= Stored records =
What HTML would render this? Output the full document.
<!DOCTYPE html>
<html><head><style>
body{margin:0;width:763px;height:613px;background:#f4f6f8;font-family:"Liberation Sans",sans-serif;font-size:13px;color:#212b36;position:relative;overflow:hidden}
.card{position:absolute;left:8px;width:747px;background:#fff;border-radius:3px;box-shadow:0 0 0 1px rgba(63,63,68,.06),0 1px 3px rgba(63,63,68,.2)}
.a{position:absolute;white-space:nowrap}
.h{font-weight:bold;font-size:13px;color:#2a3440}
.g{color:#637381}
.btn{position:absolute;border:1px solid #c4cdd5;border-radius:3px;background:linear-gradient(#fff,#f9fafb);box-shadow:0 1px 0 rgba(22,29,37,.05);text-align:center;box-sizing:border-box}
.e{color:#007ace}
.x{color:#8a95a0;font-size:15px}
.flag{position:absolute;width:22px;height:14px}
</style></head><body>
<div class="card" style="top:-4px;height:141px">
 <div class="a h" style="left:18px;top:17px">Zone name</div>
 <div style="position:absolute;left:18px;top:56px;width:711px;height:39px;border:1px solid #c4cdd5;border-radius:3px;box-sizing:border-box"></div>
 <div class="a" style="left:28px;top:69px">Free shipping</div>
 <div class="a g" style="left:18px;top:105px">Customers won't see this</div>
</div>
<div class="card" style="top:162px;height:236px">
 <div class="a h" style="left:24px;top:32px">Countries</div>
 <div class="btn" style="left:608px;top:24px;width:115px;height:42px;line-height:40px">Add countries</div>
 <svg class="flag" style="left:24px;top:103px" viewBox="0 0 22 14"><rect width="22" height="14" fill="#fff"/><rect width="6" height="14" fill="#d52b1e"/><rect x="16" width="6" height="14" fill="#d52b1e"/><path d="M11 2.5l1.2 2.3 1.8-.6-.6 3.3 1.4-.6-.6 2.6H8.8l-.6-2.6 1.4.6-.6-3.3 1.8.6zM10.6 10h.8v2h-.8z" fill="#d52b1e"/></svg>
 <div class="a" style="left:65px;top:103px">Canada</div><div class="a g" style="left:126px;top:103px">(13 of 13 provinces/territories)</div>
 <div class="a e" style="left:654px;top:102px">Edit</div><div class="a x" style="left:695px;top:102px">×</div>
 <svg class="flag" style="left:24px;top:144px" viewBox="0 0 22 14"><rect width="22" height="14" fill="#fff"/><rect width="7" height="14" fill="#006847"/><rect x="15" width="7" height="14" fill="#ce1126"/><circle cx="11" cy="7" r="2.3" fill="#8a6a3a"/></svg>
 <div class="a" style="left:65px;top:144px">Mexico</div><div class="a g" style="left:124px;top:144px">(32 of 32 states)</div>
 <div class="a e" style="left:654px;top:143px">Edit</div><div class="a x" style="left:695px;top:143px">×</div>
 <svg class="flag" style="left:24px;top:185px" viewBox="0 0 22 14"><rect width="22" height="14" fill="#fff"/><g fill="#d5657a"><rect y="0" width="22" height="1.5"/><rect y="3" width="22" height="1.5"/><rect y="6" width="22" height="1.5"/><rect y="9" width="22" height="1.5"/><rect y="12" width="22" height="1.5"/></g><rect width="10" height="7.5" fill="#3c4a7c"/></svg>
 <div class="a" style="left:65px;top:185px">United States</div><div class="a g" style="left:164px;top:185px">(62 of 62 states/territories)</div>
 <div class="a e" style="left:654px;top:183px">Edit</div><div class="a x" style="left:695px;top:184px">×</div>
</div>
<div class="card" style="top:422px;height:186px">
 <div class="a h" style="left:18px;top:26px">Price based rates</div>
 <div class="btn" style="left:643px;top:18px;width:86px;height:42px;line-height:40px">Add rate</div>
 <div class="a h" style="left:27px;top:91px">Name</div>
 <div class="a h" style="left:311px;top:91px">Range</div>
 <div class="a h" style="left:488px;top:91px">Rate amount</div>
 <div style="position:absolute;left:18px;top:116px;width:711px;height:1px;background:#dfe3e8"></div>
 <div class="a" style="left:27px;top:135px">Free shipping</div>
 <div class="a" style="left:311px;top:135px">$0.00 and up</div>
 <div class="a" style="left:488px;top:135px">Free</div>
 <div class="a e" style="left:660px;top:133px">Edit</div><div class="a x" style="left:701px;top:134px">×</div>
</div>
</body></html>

* * *

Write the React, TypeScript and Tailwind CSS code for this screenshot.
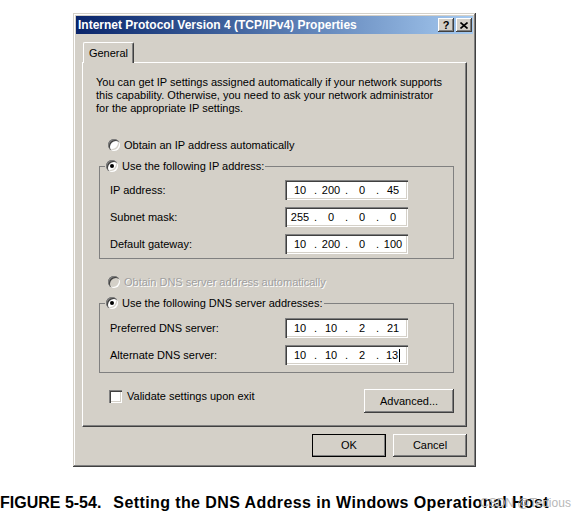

= Task description =
Copy out every line of the material above that mentions the word "this".

= Written response =
What HTML would render this? Output the full document.
 <div class="a g" style="left:18px;top:105px">Customers won't see this</div>
Write the React, TypeScript and Tailwind CSS code for this screenshot.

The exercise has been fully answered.